● **WRITTEN TASK**:
Each line below must be set down exactly; omit any image you find.

* * * * * * * * *

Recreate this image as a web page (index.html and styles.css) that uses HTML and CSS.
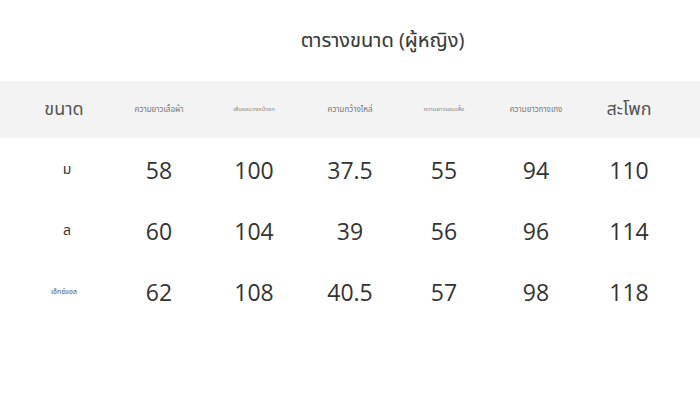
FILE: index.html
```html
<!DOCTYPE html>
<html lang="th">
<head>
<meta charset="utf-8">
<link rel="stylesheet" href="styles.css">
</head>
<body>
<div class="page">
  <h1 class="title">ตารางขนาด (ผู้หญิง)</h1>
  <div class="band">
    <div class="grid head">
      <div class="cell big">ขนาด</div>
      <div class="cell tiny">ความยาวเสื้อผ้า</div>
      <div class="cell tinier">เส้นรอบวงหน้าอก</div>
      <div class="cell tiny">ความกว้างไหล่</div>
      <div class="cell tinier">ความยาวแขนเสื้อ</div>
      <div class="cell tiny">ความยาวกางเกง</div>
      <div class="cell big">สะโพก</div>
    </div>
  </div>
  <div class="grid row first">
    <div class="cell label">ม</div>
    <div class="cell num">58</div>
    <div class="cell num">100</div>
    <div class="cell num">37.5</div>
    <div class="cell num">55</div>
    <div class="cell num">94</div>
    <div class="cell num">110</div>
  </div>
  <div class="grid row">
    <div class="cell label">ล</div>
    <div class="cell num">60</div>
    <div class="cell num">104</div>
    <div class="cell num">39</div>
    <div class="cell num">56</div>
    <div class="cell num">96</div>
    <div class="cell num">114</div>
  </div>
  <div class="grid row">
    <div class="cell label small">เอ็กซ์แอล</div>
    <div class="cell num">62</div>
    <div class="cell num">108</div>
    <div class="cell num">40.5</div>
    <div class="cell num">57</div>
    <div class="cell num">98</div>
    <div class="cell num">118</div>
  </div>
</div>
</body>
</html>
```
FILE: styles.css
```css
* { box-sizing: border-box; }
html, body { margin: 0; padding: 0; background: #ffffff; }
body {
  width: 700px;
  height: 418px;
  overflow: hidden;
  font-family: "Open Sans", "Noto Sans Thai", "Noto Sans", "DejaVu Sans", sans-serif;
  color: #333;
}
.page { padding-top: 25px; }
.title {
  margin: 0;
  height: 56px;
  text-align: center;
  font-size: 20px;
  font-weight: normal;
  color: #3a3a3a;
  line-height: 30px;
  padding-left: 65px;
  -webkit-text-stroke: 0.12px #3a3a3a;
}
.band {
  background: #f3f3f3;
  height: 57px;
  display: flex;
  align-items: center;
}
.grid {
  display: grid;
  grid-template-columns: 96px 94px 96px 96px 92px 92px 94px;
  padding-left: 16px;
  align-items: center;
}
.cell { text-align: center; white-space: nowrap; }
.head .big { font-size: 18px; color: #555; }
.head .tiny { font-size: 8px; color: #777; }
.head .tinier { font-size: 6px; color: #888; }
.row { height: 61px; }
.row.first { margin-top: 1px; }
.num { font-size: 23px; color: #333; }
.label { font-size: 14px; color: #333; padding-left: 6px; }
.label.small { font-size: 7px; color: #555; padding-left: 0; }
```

* * * * * * * * *

● **FULL ANSWER**:
Recreate this image as a web page (index.html and styles.css) that uses HTML and CSS.
FILE: index.html
```html
<!DOCTYPE html>
<html lang="th">
<head>
<meta charset="utf-8">
<link rel="stylesheet" href="styles.css">
</head>
<body>
<div class="page">
  <h1 class="title">ตารางขนาด (ผู้หญิง)</h1>
  <div class="band">
    <div class="grid head">
      <div class="cell big">ขนาด</div>
      <div class="cell tiny">ความยาวเสื้อผ้า</div>
      <div class="cell tinier">เส้นรอบวงหน้าอก</div>
      <div class="cell tiny">ความกว้างไหล่</div>
      <div class="cell tinier">ความยาวแขนเสื้อ</div>
      <div class="cell tiny">ความยาวกางเกง</div>
      <div class="cell big">สะโพก</div>
    </div>
  </div>
  <div class="grid row first">
    <div class="cell label">ม</div>
    <div class="cell num">58</div>
    <div class="cell num">100</div>
    <div class="cell num">37.5</div>
    <div class="cell num">55</div>
    <div class="cell num">94</div>
    <div class="cell num">110</div>
  </div>
  <div class="grid row">
    <div class="cell label">ล</div>
    <div class="cell num">60</div>
    <div class="cell num">104</div>
    <div class="cell num">39</div>
    <div class="cell num">56</div>
    <div class="cell num">96</div>
    <div class="cell num">114</div>
  </div>
  <div class="grid row">
    <div class="cell label small">เอ็กซ์แอล</div>
    <div class="cell num">62</div>
    <div class="cell num">108</div>
    <div class="cell num">40.5</div>
    <div class="cell num">57</div>
    <div class="cell num">98</div>
    <div class="cell num">118</div>
  </div>
</div>
</body>
</html>
```
FILE: styles.css
```css
* { box-sizing: border-box; }
html, body { margin: 0; padding: 0; background: #ffffff; }
body {
  width: 700px;
  height: 418px;
  overflow: hidden;
  font-family: "Open Sans", "Noto Sans Thai", "Noto Sans", "DejaVu Sans", sans-serif;
  color: #333;
}
.page { padding-top: 25px; }
.title {
  margin: 0;
  height: 56px;
  text-align: center;
  font-size: 20px;
  font-weight: normal;
  color: #3a3a3a;
  line-height: 30px;
  padding-left: 65px;
  -webkit-text-stroke: 0.12px #3a3a3a;
}
.band {
  background: #f3f3f3;
  height: 57px;
  display: flex;
  align-items: center;
}
.grid {
  display: grid;
  grid-template-columns: 96px 94px 96px 96px 92px 92px 94px;
  padding-left: 16px;
  align-items: center;
}
.cell { text-align: center; white-space: nowrap; }
.head .big { font-size: 18px; color: #555; }
.head .tiny { font-size: 8px; color: #777; }
.head .tinier { font-size: 6px; color: #888; }
.row { height: 61px; }
.row.first { margin-top: 1px; }
.num { font-size: 23px; color: #333; }
.label { font-size: 14px; color: #333; padding-left: 6px; }
.label.small { font-size: 7px; color: #555; padding-left: 0; }
```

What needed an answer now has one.